The weasels draw straws to see who will accompany Sylver to the Thunder Oak, and Mawk and Scirf are selected. Before they can begin the journey, a pack of rogue wolves lays siege to the village, but are driven away by a living statue that is seeking Scirf. The statue travels a short distance with the three weasels, hoping to find the quarry from which it was made. They come to an old abandoned church, where the gargoyles tell the statue where to find a nearby quarry.

Sylver and his companions enter the church to rest for the night, but after a noisy interruption by living angel statues, Sylver and Scirf decide to sleep in the crypts rather than the church hall. Mawk is alarmed by the idea of sleeping amidst the dead bodies, so he stays above. He awakes the following morning and finds Sylver and Scirf missing from the crypts. After a brief search he finds the two have been kidnapped by a group of mole bandits. The moles prepare to attack him, but their leader, realising that Sylver is wanted by Prince Poynt, insists that they set the weasels free.

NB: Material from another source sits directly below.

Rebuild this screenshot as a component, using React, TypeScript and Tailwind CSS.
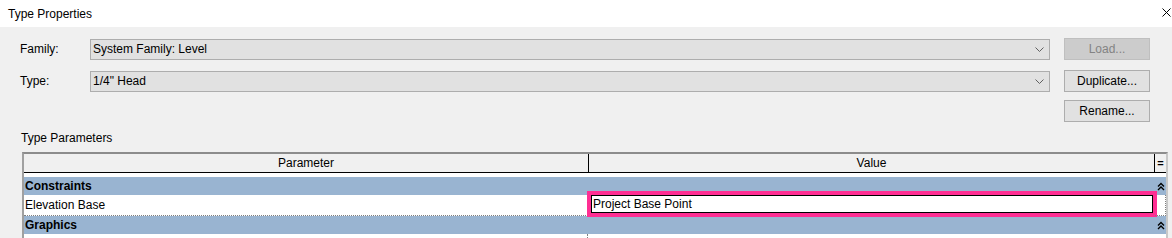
import React from "react";

const Chevron = () => (
  <svg width="9" height="5" viewBox="0 0 9 5" className="shrink-0">
    <path d="M0.5 0.5 L4.5 4.5 L8.5 0.5" fill="none" stroke="#606060" strokeWidth="1" />
  </svg>
);

const DoubleUp = () => (
  <svg width="8" height="9" viewBox="0 0 8 9" className="shrink-0">
    <path d="M1 4.5 L4 1.5 L7 4.5 M1 8 L4 5 L7 8" fill="none" stroke="#000" strokeWidth="1.4" />
  </svg>
);

function Dropdown({ text }: { text: string }) {
  return (
    <div className="w-[960px] h-[21px] border border-[#adadad] bg-[#e1e1e1] flex items-center justify-between pl-[2px] pr-[5px]">
      <span>{text}</span>
      <Chevron />
    </div>
  );
}

function Btn({ text, disabled }: { text: string; disabled?: boolean }) {
  return (
    <div
      className={
        disabled
          ? "w-[86px] h-[22px] ml-[14px] border border-[#bfbfbf] bg-[#cccccc] text-[#838383] flex items-center justify-center"
          : "w-[86px] h-[22px] ml-[14px] border border-[#adadad] bg-[#e1e1e1] flex items-center justify-center"
      }
    >
      {text}
    </div>
  );
}

export default function App() {
  return (
    <div className="w-[1172px] h-[238px] overflow-hidden bg-[#f0f0f0] text-[12px] leading-none text-black font-['Liberation_Sans',Arial,sans-serif]">
      <div className="h-[27px] bg-white flex items-center justify-between pl-[8px] pr-[1px]">
        <span>Type Properties</span>
        <svg width="9" height="9" viewBox="0 0 9 9" className="mt-[-2px]">
          <path d="M0.5 0.5 L8.5 8.5 M8.5 0.5 L0.5 8.5" stroke="#000" strokeWidth="1" />
        </svg>
      </div>

      <div className="pl-[20px] pt-[11px]">
        <div className="flex items-center">
          <span className="w-[70px]">Family:</span>
          <Dropdown text="System Family: Level" />
          <Btn text="Load..." disabled />
        </div>
        <div className="flex items-center mt-[10px]">
          <span className="w-[70px]">Type:</span>
          <Dropdown text={"1/4\" Head"} />
          <Btn text="Duplicate..." />
        </div>
        <div className="flex items-center mt-[8px] pl-[1030px]">
          <Btn text="Rename..." />
        </div>

        <div className="mt-[9px] h-[14px] flex items-center pl-[1px]">Type Parameters</div>

        <div className="mt-[7px] ml-[2px] w-[1146px] border-l-2 border-t-2 border-r-2 border-l-[#a0a0a0] border-t-[#8c8c8c] border-r-[#c8c8c8] bg-white h-[200px]">
          {/* header */}
          <div className="flex h-[19px] bg-[#f0f0f0] border-b border-black">
            <div className="w-[565px] border-r border-black flex items-center justify-center">Parameter</div>
            <div className="w-[566px] border-r border-black flex items-center justify-center">Value</div>
            <div className="flex-1 flex items-center justify-center font-bold text-[11px]">=</div>
          </div>
          <div className="h-[4px]" />
          {/* Constraints */}
          <div className="h-[18px] bg-[#99b4d1] flex items-center">
            <span className="pl-[1px] font-bold w-[1131px]">Constraints</span>
            <div className="flex-1 flex justify-center">
              <DoubleUp />
            </div>
          </div>
          {/* Elevation base */}
          <div className="h-[21px] flex">
            <div className="w-[564px] border-b border-dotted border-[#808080] flex items-center pl-[1px]">
              Elevation Base
            </div>
            <div className="ml-[3px] w-[562px] h-[18px] border border-black outline-4 outline-solid outline-[#ff2e93] flex items-center pl-[1px] bg-white">
              Project Base Point
            </div>
            <div className="ml-[2px] flex-1 border-b border-r border-dotted border-[#808080]" />
          </div>
          {/* Graphics */}
          <div className="h-[18px] bg-[#99b4d1] flex items-center">
            <span className="pl-[1px] font-bold w-[1131px]">Graphics</span>
            <div className="flex-1 flex justify-center">
              <DoubleUp />
            </div>
          </div>
          <div className="h-[20px] flex">
            <div className="w-[564px] border-r border-dotted border-[#808080]" />
          </div>
        </div>
      </div>
    </div>
  );
}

As they continue on, the group sneaks through the marshes inhabited by the rats, only to find their way blocked by thousands of living scarecrows. The scarecrows demand that the weasels give them smoking pipes, so that they might look more like humans. Having nothing to give them, Mawk suggests they travel to a nearby abbey and ask the monks for help. From the head monk they learn that the scarecrows are terrified of mirrors, and return to the scarecrows with mirrors in hand. The scarecrows are so distraught by their reflections that they fall to the ground screaming, and the weasels pass unharmed.

Upon reaching the Thunder Oak, the weasels find the tree guarded by a stone gryphon, which will not allow them to pass, saying it does not wish for the humans to return. To the surprise of his companions, Scirf hypnotises the gryphon, putting it to sleep, and the weasels enter the Thunder Oak. Inside they find a small carving of a dormouse in a pool of water. Giving the carving to Mawk to guard, they begin to retrace their steps to Halfmoon Wood.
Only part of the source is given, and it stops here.